Dataset content:
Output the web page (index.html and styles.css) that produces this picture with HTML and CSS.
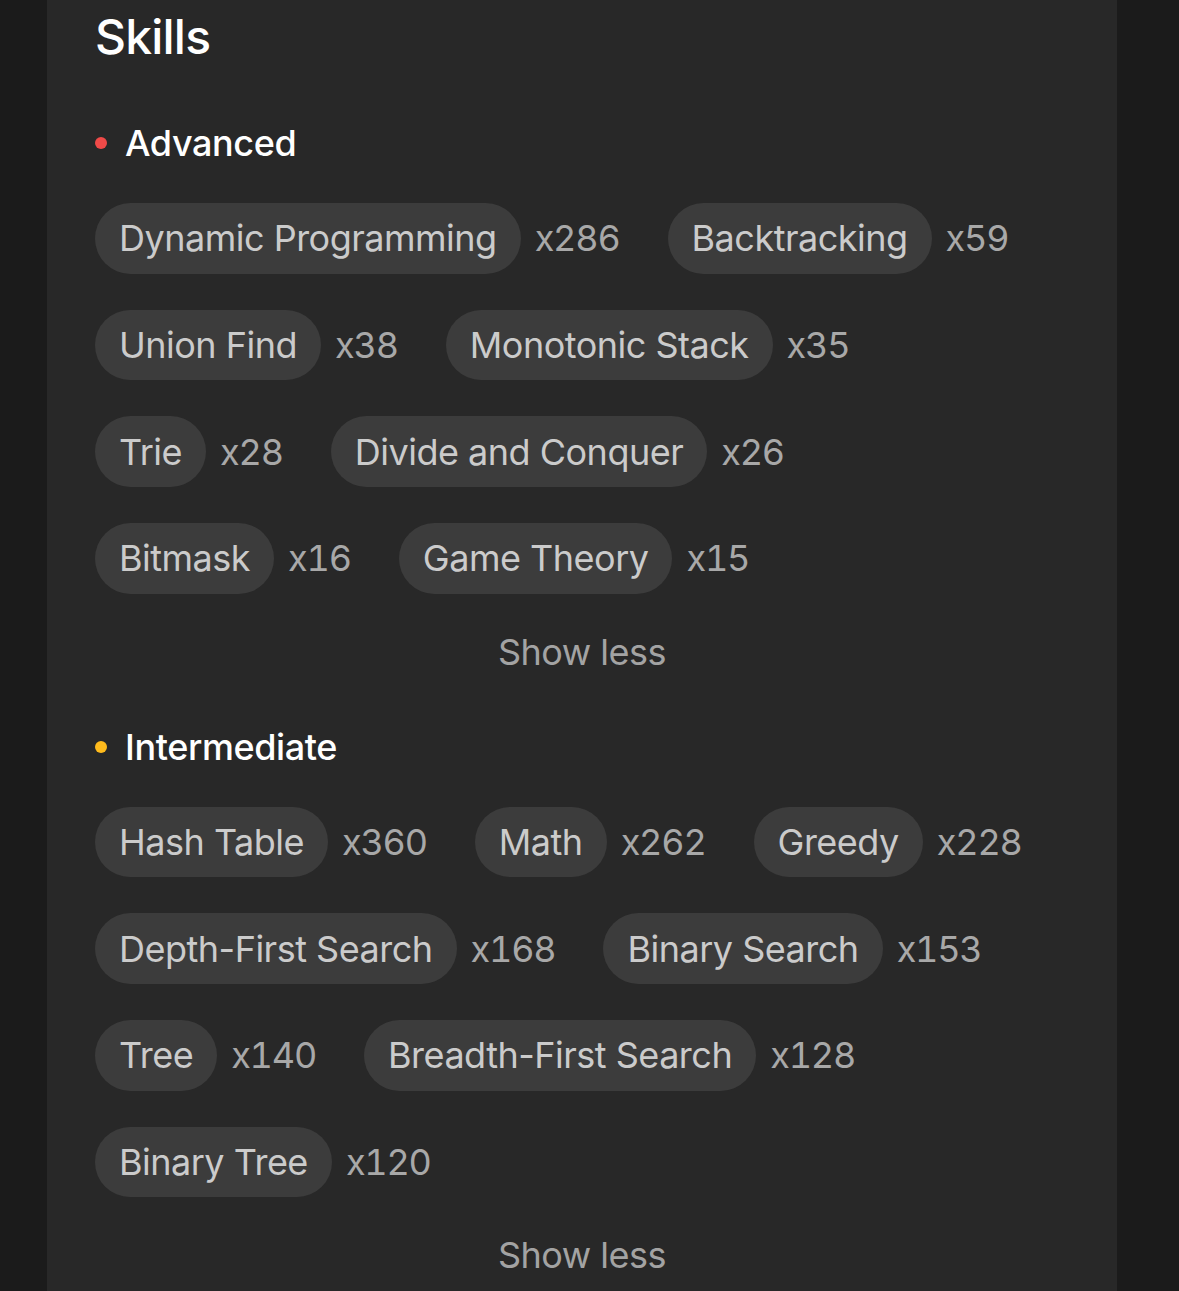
FILE: index.html
```html
<!DOCTYPE html>
<html lang="en">
<head>
<meta charset="utf-8">
<title>Skills</title>
<link rel="stylesheet" href="styles.css">
</head>
<body>
<main class="card">
  <h1 class="title">Skills</h1>

  <section class="group">
    <h2 class="group-head"><span class="dot dot-red"></span>Advanced</h2>
    <ul class="tags">
      <li class="tag"><span class="chip">Dynamic Programming</span><span class="count">x286</span></li>
      <li class="tag"><span class="chip">Backtracking</span><span class="count">x59</span></li>
      <li class="tag"><span class="chip">Union Find</span><span class="count">x38</span></li>
      <li class="tag"><span class="chip">Monotonic Stack</span><span class="count">x35</span></li>
      <li class="tag"><span class="chip">Trie</span><span class="count">x28</span></li>
      <li class="tag"><span class="chip">Divide and Conquer</span><span class="count">x26</span></li>
      <li class="tag"><span class="chip">Bitmask</span><span class="count">x16</span></li>
      <li class="tag"><span class="chip">Game Theory</span><span class="count">x15</span></li>
    </ul>
    <div class="more">Show less</div>
  </section>

  <section class="group">
    <h2 class="group-head"><span class="dot dot-yellow"></span>Intermediate</h2>
    <ul class="tags">
      <li class="tag"><span class="chip">Hash Table</span><span class="count">x360</span></li>
      <li class="tag"><span class="chip">Math</span><span class="count">x262</span></li>
      <li class="tag"><span class="chip">Greedy</span><span class="count">x228</span></li>
      <li class="tag"><span class="chip">Depth-First Search</span><span class="count">x168</span></li>
      <li class="tag"><span class="chip">Binary Search</span><span class="count">x153</span></li>
      <li class="tag"><span class="chip">Tree</span><span class="count">x140</span></li>
      <li class="tag"><span class="chip">Breadth-First Search</span><span class="count">x128</span></li>
      <li class="tag"><span class="chip">Binary Tree</span><span class="count">x120</span></li>
    </ul>
    <div class="more">Show less</div>
  </section>
</main>
</body>
</html>
```

FILE: styles.css
```css
html, body {
  margin: 0;
  padding: 0;
  background: #1b1b1b;
}

body {
  font-family: Inter, "Noto Sans", "Liberation Sans", sans-serif;
  height: 1291px;
  overflow: hidden;
}

.card {
  margin-left: 47px;
  width: 1070px;
  min-height: 1291px;
  background: #282828;
  box-sizing: border-box;
  padding: 8px 48px 0 48px;
}

.title {
  margin: 0;
  font-size: 48px;
  line-height: 58px;
  font-weight: 500;
  color: #ffffff;
  letter-spacing: -0.8px;
}

.group {
  margin-top: 55px;
}

.group + .group {
  margin-top: 51px;
}

.group-head {
  margin: 0;
  display: flex;
  align-items: center;
  gap: 18px;
  font-size: 36px;
  line-height: 44px;
  font-weight: 500;
  color: #ffffff;
  letter-spacing: -0.4px;
}

.dot {
  width: 12px;
  height: 12px;
  border-radius: 50%;
  flex: none;
}

.dot-red { background: #f04a48; }
.dot-yellow { background: #ffbb1c; }

.tags {
  list-style: none;
  margin: 38px 0 0 0;
  padding: 0;
  display: flex;
  flex-wrap: wrap;
  row-gap: 36px;
  column-gap: 48px;
}

.tag {
  display: flex;
  align-items: center;
  gap: 14px;
}

.chip {
  display: flex;
  align-items: center;
  height: 70.67px;
  padding: 0 24px;
  border-radius: 36px;
  background: #3c3c3c;
  color: #cbcbcb;
  font-size: 36px;
  letter-spacing: -0.5px;
}

.count {
  color: #a8a8a8;
  font-size: 36px;
  letter-spacing: -1.2px;
  font-variant-numeric: tabular-nums;
}

.more {
  margin-top: 36px;
  text-align: center;
  font-size: 36px;
  line-height: 44px;
  color: #a3a3a3;
  letter-spacing: -0.5px;
}
```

Goal of the exercise:
Exactly as written, return every line of the listing, but not the pictures.

Response:
Output the web page (index.html and styles.css) that produces this picture with HTML and CSS.
FILE: index.html
```html
<!DOCTYPE html>
<html lang="en">
<head>
<meta charset="utf-8">
<title>Skills</title>
<link rel="stylesheet" href="styles.css">
</head>
<body>
<main class="card">
  <h1 class="title">Skills</h1>

  <section class="group">
    <h2 class="group-head"><span class="dot dot-red"></span>Advanced</h2>
    <ul class="tags">
      <li class="tag"><span class="chip">Dynamic Programming</span><span class="count">x286</span></li>
      <li class="tag"><span class="chip">Backtracking</span><span class="count">x59</span></li>
      <li class="tag"><span class="chip">Union Find</span><span class="count">x38</span></li>
      <li class="tag"><span class="chip">Monotonic Stack</span><span class="count">x35</span></li>
      <li class="tag"><span class="chip">Trie</span><span class="count">x28</span></li>
      <li class="tag"><span class="chip">Divide and Conquer</span><span class="count">x26</span></li>
      <li class="tag"><span class="chip">Bitmask</span><span class="count">x16</span></li>
      <li class="tag"><span class="chip">Game Theory</span><span class="count">x15</span></li>
    </ul>
    <div class="more">Show less</div>
  </section>

  <section class="group">
    <h2 class="group-head"><span class="dot dot-yellow"></span>Intermediate</h2>
    <ul class="tags">
      <li class="tag"><span class="chip">Hash Table</span><span class="count">x360</span></li>
      <li class="tag"><span class="chip">Math</span><span class="count">x262</span></li>
      <li class="tag"><span class="chip">Greedy</span><span class="count">x228</span></li>
      <li class="tag"><span class="chip">Depth-First Search</span><span class="count">x168</span></li>
      <li class="tag"><span class="chip">Binary Search</span><span class="count">x153</span></li>
      <li class="tag"><span class="chip">Tree</span><span class="count">x140</span></li>
      <li class="tag"><span class="chip">Breadth-First Search</span><span class="count">x128</span></li>
      <li class="tag"><span class="chip">Binary Tree</span><span class="count">x120</span></li>
    </ul>
    <div class="more">Show less</div>
  </section>
</main>
</body>
</html>
```

FILE: styles.css
```css
html, body {
  margin: 0;
  padding: 0;
  background: #1b1b1b;
}

body {
  font-family: Inter, "Noto Sans", "Liberation Sans", sans-serif;
  height: 1291px;
  overflow: hidden;
}

.card {
  margin-left: 47px;
  width: 1070px;
  min-height: 1291px;
  background: #282828;
  box-sizing: border-box;
  padding: 8px 48px 0 48px;
}

.title {
  margin: 0;
  font-size: 48px;
  line-height: 58px;
  font-weight: 500;
  color: #ffffff;
  letter-spacing: -0.8px;
}

.group {
  margin-top: 55px;
}

.group + .group {
  margin-top: 51px;
}

.group-head {
  margin: 0;
  display: flex;
  align-items: center;
  gap: 18px;
  font-size: 36px;
  line-height: 44px;
  font-weight: 500;
  color: #ffffff;
  letter-spacing: -0.4px;
}

.dot {
  width: 12px;
  height: 12px;
  border-radius: 50%;
  flex: none;
}

.dot-red { background: #f04a48; }
.dot-yellow { background: #ffbb1c; }

.tags {
  list-style: none;
  margin: 38px 0 0 0;
  padding: 0;
  display: flex;
  flex-wrap: wrap;
  row-gap: 36px;
  column-gap: 48px;
}

.tag {
  display: flex;
  align-items: center;
  gap: 14px;
}

.chip {
  display: flex;
  align-items: center;
  height: 70.67px;
  padding: 0 24px;
  border-radius: 36px;
  background: #3c3c3c;
  color: #cbcbcb;
  font-size: 36px;
  letter-spacing: -0.5px;
}

.count {
  color: #a8a8a8;
  font-size: 36px;
  letter-spacing: -1.2px;
  font-variant-numeric: tabular-nums;
}

.more {
  margin-top: 36px;
  text-align: center;
  font-size: 36px;
  line-height: 44px;
  color: #a3a3a3;
  letter-spacing: -0.5px;
}
```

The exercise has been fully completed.